Feature Engineering – The creation, selection, and transformation of input variables (features) that improve model performance. Example: Deriving the dew point temperature from humidity and temperature measurements to better capture moisture availability. Practical application: Constructing lagged variables (e.G., Previous 6‑hour precipitation totals) as inputs to a recurrent neural network that predicts future precipitation. Challenge: Avoiding the curse of dimensionality when too many engineered features cause over‑fitting.

Feature Selection – The process of identifying the most relevant features for a predictive model while discarding redundant or noisy variables. Example: Using recursive feature elimination to rank meteorological variables and retain the top ten that most influence temperature forecasts. Practical application: Reducing the input dimensionality for a support‑vector machine that predicts fog occurrence, thereby speeding up inference. Challenge: Maintaining predictive power when eliminating features that may have subtle but important interactions.

Gradient Descent – An optimisation algorithm that iteratively updates model parameters in the direction that reduces the loss function. Example: Updating the weights of a linear regression model by moving opposite to the gradient of the mean‑squared error. Practical application: Training a deep‑learning model for wind speed prediction by minimising a custom loss that penalises large errors during high‑wind events. Challenge: Choosing an appropriate learning rate to avoid slow convergence or divergence.

Hyperparameter – A configuration setting that governs the behaviour of a learning algorithm but is not learned from the training data. Example: The number of trees in a random‑forest classifier. Practical application: Tuning the dropout rate in a neural network that predicts tropical cyclone intensity to prevent over‑fitting. Challenge: Conducting systematic hyperparameter optimisation (e.G., Bayesian optimisation) while managing computational cost.

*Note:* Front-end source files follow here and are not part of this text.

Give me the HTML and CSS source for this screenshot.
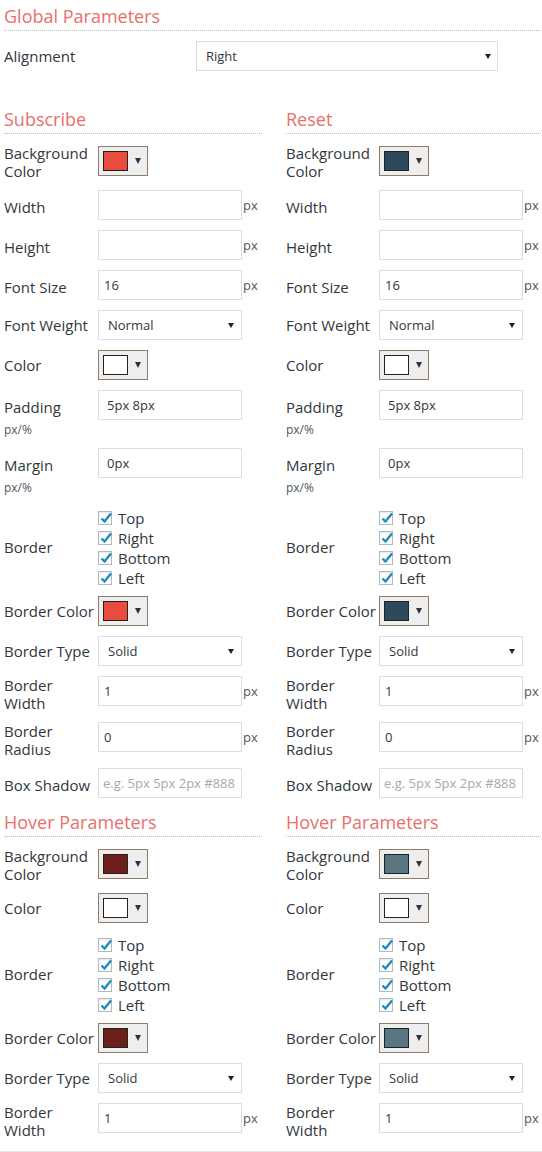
FILE: index.html
```html
<!DOCTYPE html>
<html lang="en">
<head>
    <meta charset="UTF-8">
    <meta name="viewport" content="width=device-width, initial-scale=1.0">
    <title>Button Settings</title>
    <link rel="stylesheet" href="styles.css">
</head>
<body>
    <div class="page">
        <h3 class="section-title">Global Parameters</h3>
        <div class="row global-row">
            <label class="label" for="alignment">Alignment</label>
            <div class="select-wrap wide">
                <select id="alignment" class="field select">
                    <option>Right</option>
                    <option>Left</option>
                    <option>Center</option>
                </select>
            </div>
        </div>

        <div class="columns">
            <!-- Subscribe button -->
            <div class="col">
                <h3 class="section-title">Subscribe</h3>

                <div class="row">
                    <div class="label two">Background<br>Color</div>
                    <button class="color-btn" type="button"><span class="swatch red"></span><span class="caret"></span></button>
                </div>
                <div class="row text-row">
                    <label class="label">Width</label>
                    <input class="field" type="text">
                    <span class="unit">px</span>
                </div>
                <div class="row text-row">
                    <label class="label">Height</label>
                    <input class="field" type="text">
                    <span class="unit">px</span>
                </div>
                <div class="row text-row">
                    <label class="label">Font Size</label>
                    <input class="field" type="text" value="16">
                    <span class="unit">px</span>
                </div>
                <div class="row">
                    <label class="label">Font Weight</label>
                    <div class="select-wrap">
                        <select class="field select">
                            <option>Normal</option>
                            <option>Bold</option>
                        </select>
                    </div>
                </div>
                <div class="row">
                    <div class="label">Color</div>
                    <button class="color-btn" type="button"><span class="swatch white"></span><span class="caret"></span></button>
                </div>
                <div class="row text-row">
                    <label class="label">Padding<small class="note">px/%</small></label>
                    <input class="field spaced" type="text" value="5px 8px">
                </div>
                <div class="row text-row">
                    <label class="label">Margin<small class="note">px/%</small></label>
                    <input class="field spaced" type="text" value="0px">
                </div>
                <div class="row checks-row">
                    <div class="label">Border</div>
                    <div class="checks">
                        <label class="check"><span class="box"><svg width="16" height="16" viewBox="0 0 16 16"><path d="M3.5 8.5 L6.5 11.5 L13 3.5" fill="none" stroke="#1e8cbe" stroke-width="2.4"/></svg></span>Top</label>
                        <label class="check"><span class="box"><svg width="16" height="16" viewBox="0 0 16 16"><path d="M3.5 8.5 L6.5 11.5 L13 3.5" fill="none" stroke="#1e8cbe" stroke-width="2.4"/></svg></span>Right</label>
                        <label class="check"><span class="box"><svg width="16" height="16" viewBox="0 0 16 16"><path d="M3.5 8.5 L6.5 11.5 L13 3.5" fill="none" stroke="#1e8cbe" stroke-width="2.4"/></svg></span>Bottom</label>
                        <label class="check"><span class="box"><svg width="16" height="16" viewBox="0 0 16 16"><path d="M3.5 8.5 L6.5 11.5 L13 3.5" fill="none" stroke="#1e8cbe" stroke-width="2.4"/></svg></span>Left</label>
                    </div>
                </div>
                <div class="row">
                    <div class="label">Border Color</div>
                    <button class="color-btn" type="button"><span class="swatch red"></span><span class="caret"></span></button>
                </div>
                <div class="row">
                    <label class="label">Border Type</label>
                    <div class="select-wrap">
                        <select class="field select">
                            <option>Solid</option>
                            <option>Dashed</option>
                            <option>Dotted</option>
                        </select>
                    </div>
                </div>
                <div class="row text-row">
                    <label class="label two">Border<br>Width</label>
                    <input class="field" type="text" value="1">
                    <span class="unit">px</span>
                </div>
                <div class="row text-row">
                    <label class="label two">Border<br>Radius</label>
                    <input class="field" type="text" value="0">
                    <span class="unit">px</span>
                </div>
                <div class="row text-row">
                    <label class="label">Box Shadow</label>
                    <input class="field tight" type="text" placeholder="e.g. 5px 5px 2px #888">
                </div>

                <h3 class="section-title sub">Hover Parameters</h3>

                <div class="row">
                    <div class="label two">Background<br>Color</div>
                    <button class="color-btn" type="button"><span class="swatch maroon"></span><span class="caret"></span></button>
                </div>
                <div class="row">
                    <div class="label">Color</div>
                    <button class="color-btn" type="button"><span class="swatch white"></span><span class="caret"></span></button>
                </div>
                <div class="row checks-row">
                    <div class="label">Border</div>
                    <div class="checks">
                        <label class="check"><span class="box"><svg width="16" height="16" viewBox="0 0 16 16"><path d="M3.5 8.5 L6.5 11.5 L13 3.5" fill="none" stroke="#1e8cbe" stroke-width="2.4"/></svg></span>Top</label>
                        <label class="check"><span class="box"><svg width="16" height="16" viewBox="0 0 16 16"><path d="M3.5 8.5 L6.5 11.5 L13 3.5" fill="none" stroke="#1e8cbe" stroke-width="2.4"/></svg></span>Right</label>
                        <label class="check"><span class="box"><svg width="16" height="16" viewBox="0 0 16 16"><path d="M3.5 8.5 L6.5 11.5 L13 3.5" fill="none" stroke="#1e8cbe" stroke-width="2.4"/></svg></span>Bottom</label>
                        <label class="check"><span class="box"><svg width="16" height="16" viewBox="0 0 16 16"><path d="M3.5 8.5 L6.5 11.5 L13 3.5" fill="none" stroke="#1e8cbe" stroke-width="2.4"/></svg></span>Left</label>
                    </div>
                </div>
                <div class="row">
                    <div class="label">Border Color</div>
                    <button class="color-btn" type="button"><span class="swatch maroon"></span><span class="caret"></span></button>
                </div>
                <div class="row">
                    <label class="label">Border Type</label>
                    <div class="select-wrap">
                        <select class="field select">
                            <option>Solid</option>
                            <option>Dashed</option>
                            <option>Dotted</option>
                        </select>
                    </div>
                </div>
                <div class="row text-row">
                    <label class="label two">Border<br>Width</label>
                    <input class="field" type="text" value="1">
                    <span class="unit">px</span>
                </div>
            </div>

            <!-- Reset button -->
            <div class="col right">
                <h3 class="section-title">Reset</h3>

                <div class="row">
                    <div class="label two">Background<br>Color</div>
                    <button class="color-btn" type="button"><span class="swatch slate"></span><span class="caret"></span></button>
                </div>
                <div class="row text-row">
                    <label class="label">Width</label>
                    <input class="field" type="text">
                    <span class="unit">px</span>
                </div>
                <div class="row text-row">
                    <label class="label">Height</label>
                    <input class="field" type="text">
                    <span class="unit">px</span>
                </div>
                <div class="row text-row">
                    <label class="label">Font Size</label>
                    <input class="field" type="text" value="16">
                    <span class="unit">px</span>
                </div>
                <div class="row">
                    <label class="label">Font Weight</label>
                    <div class="select-wrap">
                        <select class="field select">
                            <option>Normal</option>
                            <option>Bold</option>
                        </select>
                    </div>
                </div>
                <div class="row">
                    <div class="label">Color</div>
                    <button class="color-btn" type="button"><span class="swatch white"></span><span class="caret"></span></button>
                </div>
                <div class="row text-row">
                    <label class="label">Padding<small class="note">px/%</small></label>
                    <input class="field spaced" type="text" value="5px 8px">
                </div>
                <div class="row text-row">
                    <label class="label">Margin<small class="note">px/%</small></label>
                    <input class="field spaced" type="text" value="0px">
                </div>
                <div class="row checks-row">
                    <div class="label">Border</div>
                    <div class="checks">
                        <label class="check"><span class="box"><svg width="16" height="16" viewBox="0 0 16 16"><path d="M3.5 8.5 L6.5 11.5 L13 3.5" fill="none" stroke="#1e8cbe" stroke-width="2.4"/></svg></span>Top</label>
                        <label class="check"><span class="box"><svg width="16" height="16" viewBox="0 0 16 16"><path d="M3.5 8.5 L6.5 11.5 L13 3.5" fill="none" stroke="#1e8cbe" stroke-width="2.4"/></svg></span>Right</label>
                        <label class="check"><span class="box"><svg width="16" height="16" viewBox="0 0 16 16"><path d="M3.5 8.5 L6.5 11.5 L13 3.5" fill="none" stroke="#1e8cbe" stroke-width="2.4"/></svg></span>Bottom</label>
                        <label class="check"><span class="box"><svg width="16" height="16" viewBox="0 0 16 16"><path d="M3.5 8.5 L6.5 11.5 L13 3.5" fill="none" stroke="#1e8cbe" stroke-width="2.4"/></svg></span>Left</label>
                    </div>
                </div>
                <div class="row">
                    <div class="label">Border Color</div>
                    <button class="color-btn" type="button"><span class="swatch slate"></span><span class="caret"></span></button>
                </div>
                <div class="row">
                    <label class="label">Border Type</label>
                    <div class="select-wrap">
                        <select class="field select">
                            <option>Solid</option>
                            <option>Dashed</option>
                            <option>Dotted</option>
                        </select>
                    </div>
                </div>
                <div class="row text-row">
                    <label class="label two">Border<br>Width</label>
                    <input class="field" type="text" value="1">
                    <span class="unit">px</span>
                </div>
                <div class="row text-row">
                    <label class="label two">Border<br>Radius</label>
                    <input class="field" type="text" value="0">
                    <span class="unit">px</span>
                </div>
                <div class="row text-row">
                    <label class="label">Box Shadow</label>
                    <input class="field tight" type="text" placeholder="e.g. 5px 5px 2px #888">
                </div>

                <h3 class="section-title sub">Hover Parameters</h3>

                <div class="row">
                    <div class="label two">Background<br>Color</div>
                    <button class="color-btn" type="button"><span class="swatch steel"></span><span class="caret"></span></button>
                </div>
                <div class="row">
                    <div class="label">Color</div>
                    <button class="color-btn" type="button"><span class="swatch white"></span><span class="caret"></span></button>
                </div>
                <div class="row checks-row">
                    <div class="label">Border</div>
                    <div class="checks">
                        <label class="check"><span class="box"><svg width="16" height="16" viewBox="0 0 16 16"><path d="M3.5 8.5 L6.5 11.5 L13 3.5" fill="none" stroke="#1e8cbe" stroke-width="2.4"/></svg></span>Top</label>
                        <label class="check"><span class="box"><svg width="16" height="16" viewBox="0 0 16 16"><path d="M3.5 8.5 L6.5 11.5 L13 3.5" fill="none" stroke="#1e8cbe" stroke-width="2.4"/></svg></span>Right</label>
                        <label class="check"><span class="box"><svg width="16" height="16" viewBox="0 0 16 16"><path d="M3.5 8.5 L6.5 11.5 L13 3.5" fill="none" stroke="#1e8cbe" stroke-width="2.4"/></svg></span>Bottom</label>
                        <label class="check"><span class="box"><svg width="16" height="16" viewBox="0 0 16 16"><path d="M3.5 8.5 L6.5 11.5 L13 3.5" fill="none" stroke="#1e8cbe" stroke-width="2.4"/></svg></span>Left</label>
                    </div>
                </div>
                <div class="row">
                    <div class="label">Border Color</div>
                    <button class="color-btn" type="button"><span class="swatch steel"></span><span class="caret"></span></button>
                </div>
                <div class="row">
                    <label class="label">Border Type</label>
                    <div class="select-wrap">
                        <select class="field select">
                            <option>Solid</option>
                            <option>Dashed</option>
                            <option>Dotted</option>
                        </select>
                    </div>
                </div>
                <div class="row text-row">
                    <label class="label two">Border<br>Width</label>
                    <input class="field" type="text" value="1">
                    <span class="unit">px</span>
                </div>
            </div>
        </div>
    </div>
    <div class="footer-line"></div>
</body>
</html>
```

FILE: styles.css
```css
body {
    margin: 0;
    font-family: "Open Sans", "Liberation Sans", Arial, sans-serif;
    color: #32373c;
    background-color: #fff;
}

.page {
    width: 537px;
    padding-left: 4px;
}

.section-title {
    margin: 0;
    padding: 4px 0 2px;
    font-size: 18px;
    line-height: 24px;
    font-weight: 400;
    color: #e8706a;
    border-bottom: 1px dotted #bbb;
}

.section-title.sub {
    padding-top: 2px;
}

.col .section-title {
    margin-bottom: 10px;
}

.columns {
    display: grid;
    grid-template-columns: 258px 255px;
    column-gap: 24px;
    margin-top: 32px;
}

/* rows: label on the left, control beside it */
.row {
    display: flex;
    align-items: flex-start;
    margin-bottom: 10px;
}

.label {
    flex: none;
    width: 94px;
    padding-top: 6px;
    font-size: 15px;
    line-height: 18px;
    white-space: nowrap;
}

.col.right .label {
    width: 93px;
}

.text-row .label {
    padding-top: 8px;
}

.label.two,
.text-row .label.two {
    padding-top: 0;
}

.label.two + .color-btn {
    margin-top: 2px;
}

.label .note {
    display: block;
    margin-top: 6px;
    font-size: 12px;
    line-height: 16px;
    color: #50575e;
}

.global-row {
    align-items: center;
    margin-top: 10px;
    margin-bottom: 0;
}

.global-row .label {
    width: 192px;
    padding-top: 0;
}

/* inputs and selects */
.field {
    box-sizing: border-box;
    width: 144px;
    height: 30px;
    margin: 0;
    padding: 0 5px;
    border: 1px solid #ddd;
    border-radius: 0;
    background-color: #fff;
    font-family: "Open Sans", "Liberation Sans", Arial, sans-serif;
    font-size: 13px;
    color: #32373c;
    outline: none;
}

.field.spaced {
    padding-left: 8px;
}

.field.tight {
    padding-left: 4px;
}

.field::placeholder {
    color: #a7aaad;
}

.select-wrap {
    position: relative;
}

.select {
    appearance: none;
    -webkit-appearance: none;
    padding: 0 20px 0 9px;
}

.select-wrap.wide .select {
    width: 302px;
}

.select-wrap::after {
    content: "";
    position: absolute;
    right: 8px;
    top: 13px;
    border-left: 3px solid transparent;
    border-right: 3px solid transparent;
    border-top: 5px solid #222;
    pointer-events: none;
}

.select-wrap.wide::after {
    right: 7px;
}

.unit {
    padding-left: 1px;
    font-size: 13px;
    line-height: 30px;
    color: #555;
}

/* colour picker buttons */
.color-btn {
    box-sizing: border-box;
    display: flex;
    align-items: center;
    width: 50px;
    height: 30px;
    margin: 0;
    padding: 0 0 0 4px;
    border: 1px solid #927b65;
    border-radius: 0;
    background-color: #eee;
}

.swatch {
    box-sizing: border-box;
    width: 25px;
    height: 20px;
    border: 1px solid #222;
}

.swatch.red { background-color: #e74c3c; }
.swatch.slate { background-color: #2d4a5c; }
.swatch.maroon { background-color: #6c1e18; }
.swatch.steel { background-color: #587783; }
.swatch.white { background-color: #fff; }

.caret {
    margin-left: 7px;
    border-left: 3px solid transparent;
    border-right: 3px solid transparent;
    border-top: 6px solid #333;
}

/* border side checkboxes */
.checks-row {
    align-items: center;
    margin-bottom: 8px;
}

.checks-row .label {
    padding-top: 0;
}

.checks {
    padding-top: 2px;
}

.check {
    display: flex;
    align-items: center;
    height: 20px;
    font-size: 15px;
}

.box {
    position: relative;
    box-sizing: border-box;
    width: 14px;
    height: 14px;
    margin-right: 6px;
    border: 1px solid #b4b9be;
    background-color: #fff;
    box-shadow: inset 0 1px 2px rgba(0, 0, 0, 0.1);
}

.box svg {
    position: absolute;
    left: -1px;
    top: -2px;
}

.footer-line {
    margin-top: 2px;
    border-top: 1px solid #e5e5e5;
}
```
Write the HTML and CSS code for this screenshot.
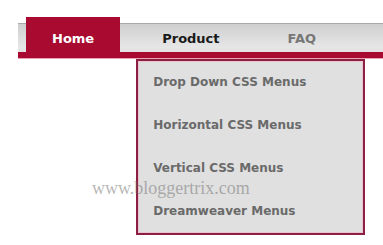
FILE: index.html
```html
<!DOCTYPE html>
<html>
<head>
<meta charset="utf-8">
<link rel="stylesheet" href="styles.css">
</head>
<body>
<nav class="menubar">
  <ul class="menu">
    <li class="item active">Home</li>
    <li class="item product">Product
      <ul class="dropdown">
        <li>Drop Down CSS Menus</li>
        <li>Horizontal CSS Menus</li>
        <li>Vertical CSS Menus</li>
        <li>Dreamweaver Menus</li>
      </ul>
    </li>
    <li class="item faq">FAQ</li>
  </ul>
</nav>
<div class="watermark">www.bloggertrix.com</div>
</body>
</html>
```
FILE: styles.css
```css
html, body {
  margin: 0;
  padding: 0;
  background: #ffffff;
}
body {
  width: 383px;
  height: 245px;
  overflow: hidden;
  font-family: "DejaVu Sans", Verdana, sans-serif;
}
.menubar {
  margin: 17px 0 0 18px;
  height: 42px;
  background: linear-gradient(to bottom,
    transparent 0, transparent 6px,
    #a8a8a8 6px, #a8a8a8 7px,
    #cfcfcf 7px, #e6e6e6 30px, #e2e2e2 35px,
    #a80a30 35px, #a80a30 41px,
    #e7a3b3 41px, #e7a3b3 42px);
}
.menu {
  list-style: none;
  margin: 0;
  padding: 0 0 0 8px;
  display: flex;
  gap: 16px;
}
.item {
  height: 35px;
  box-sizing: border-box;
  padding: 9px 26px 0;
  line-height: 26px;
  font-size: 13px;
  font-weight: bold;
  color: #1a1a1a;
  white-space: nowrap;
}
.active {
  background: #a80a30;
  color: #ffffff;
}
.faq {
  color: #777777;
}
.product {
  position: relative;
}
.dropdown {
  position: absolute;
  top: 42px;
  left: 0;
  width: 225px;
  margin: 0;
  padding: 0;
  list-style: none;
  background: #e0e0e0;
  border: 2px solid #8c1f42;
  box-shadow: inset 0 0 0 1px #e9c3cf;
}
.dropdown li {
  padding-left: 15px;
  line-height: 43px;
  font-size: 12px;
  font-weight: bold;
  color: #6a6a6a;
}
.watermark {
  position: absolute;
  left: 92px;
  top: 179px;
  font-family: "Liberation Serif", "Times New Roman", serif;
  font-size: 18px;
  line-height: 18px;
  color: rgba(110, 110, 110, 0.5);
}
```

Imputation – The process of filling missing values in a dataset. Example: Replacing missing surface pressure observations with values interpolated from nearby stations. Practical application: Preparing incomplete satellite-derived cloud‑cover time series for input into a machine‑learning model that forecasts solar irradiance. Challenge: Ensuring that imputed values do not introduce bias, especially when missingness is not random.

Inference – The stage where a trained model is applied to new, unseen data to generate predictions. Example: Deploying a pre‑trained neural network on a streaming radar feed to produce real‑time precipitation estimates. Practical application: Using a lightweight model on an edge device at an automatic weather station to provide immediate alerts for approaching severe weather. Challenge: Achieving low latency and high reliability under limited computational resources.

Loss Function – A mathematical expression that quantifies the difference between predicted and true values; the goal of training is to minimise this function. Example: Mean‑absolute error (MAE) for temperature predictions. Practical application: Designing a custom loss that heavily penalises false negatives in tornado prediction to prioritise safety. Challenge: Selecting a loss that aligns with operational objectives, such as forecast skill scores used by meteorological agencies.

Machine Learning – The broader discipline that encompasses algorithms enabling computers to learn patterns from data without explicit programming. Example: A decision‑tree model that predicts the likelihood of a heatwave based on historical temperature and humidity trends. Practical application: Integrating machine‑learning models into the post‑processing pipeline of a numerical forecast system to correct systematic errors. Challenge: Ensuring interpretability and trustworthiness of black‑box models in high‑stakes decision making.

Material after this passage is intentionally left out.